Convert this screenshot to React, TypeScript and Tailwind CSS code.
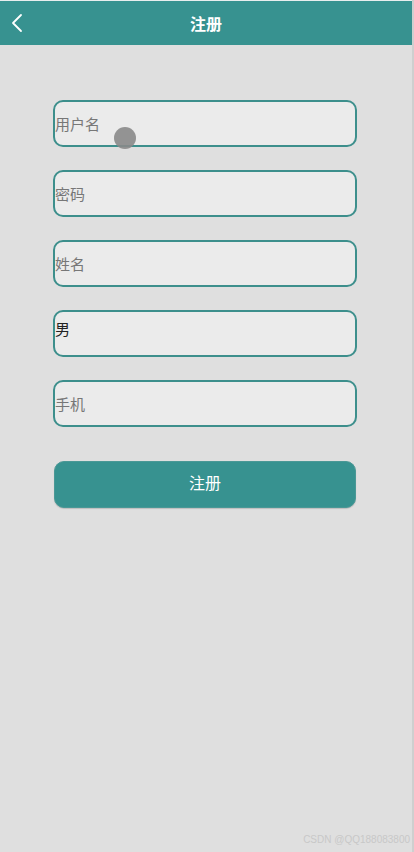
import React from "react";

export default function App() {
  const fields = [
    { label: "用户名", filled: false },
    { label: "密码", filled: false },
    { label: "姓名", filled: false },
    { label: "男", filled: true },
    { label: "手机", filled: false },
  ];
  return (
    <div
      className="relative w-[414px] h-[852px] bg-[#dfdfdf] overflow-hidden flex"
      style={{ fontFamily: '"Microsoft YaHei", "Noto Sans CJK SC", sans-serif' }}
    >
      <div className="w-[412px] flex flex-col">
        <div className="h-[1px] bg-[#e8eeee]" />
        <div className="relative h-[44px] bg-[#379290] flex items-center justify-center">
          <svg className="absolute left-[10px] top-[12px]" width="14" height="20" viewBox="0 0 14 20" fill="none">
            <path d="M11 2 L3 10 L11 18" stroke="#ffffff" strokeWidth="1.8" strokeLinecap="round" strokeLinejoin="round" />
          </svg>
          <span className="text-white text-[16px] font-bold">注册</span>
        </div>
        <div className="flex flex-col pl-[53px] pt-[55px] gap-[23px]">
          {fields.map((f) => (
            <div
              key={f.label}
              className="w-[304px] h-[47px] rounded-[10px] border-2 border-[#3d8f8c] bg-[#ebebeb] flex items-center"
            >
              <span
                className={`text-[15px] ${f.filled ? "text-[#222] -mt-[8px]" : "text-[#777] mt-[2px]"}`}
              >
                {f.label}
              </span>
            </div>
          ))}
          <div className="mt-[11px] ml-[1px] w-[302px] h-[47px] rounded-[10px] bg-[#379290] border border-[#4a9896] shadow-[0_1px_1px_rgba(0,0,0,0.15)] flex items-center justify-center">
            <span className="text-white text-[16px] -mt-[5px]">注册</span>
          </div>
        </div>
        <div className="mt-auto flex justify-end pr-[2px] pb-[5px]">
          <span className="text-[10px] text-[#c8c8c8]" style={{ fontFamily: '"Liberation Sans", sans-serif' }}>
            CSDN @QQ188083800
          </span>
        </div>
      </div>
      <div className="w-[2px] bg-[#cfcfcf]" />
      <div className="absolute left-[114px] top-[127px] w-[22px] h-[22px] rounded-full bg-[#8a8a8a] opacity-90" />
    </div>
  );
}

* * *

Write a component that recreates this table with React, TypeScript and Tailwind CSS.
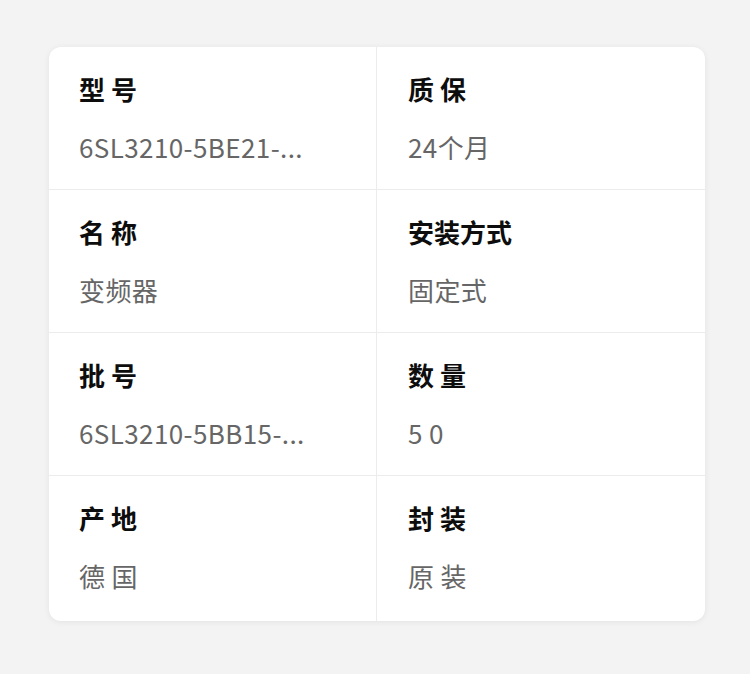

### Problem to work on
From the line with "Convert this screenshot" to the line with "import React from", set down those lines word for word and only those, counting both ends. Pictures stay out of the copy.

### Full answer
Convert this screenshot to React, TypeScript and Tailwind CSS code.
import React from "react";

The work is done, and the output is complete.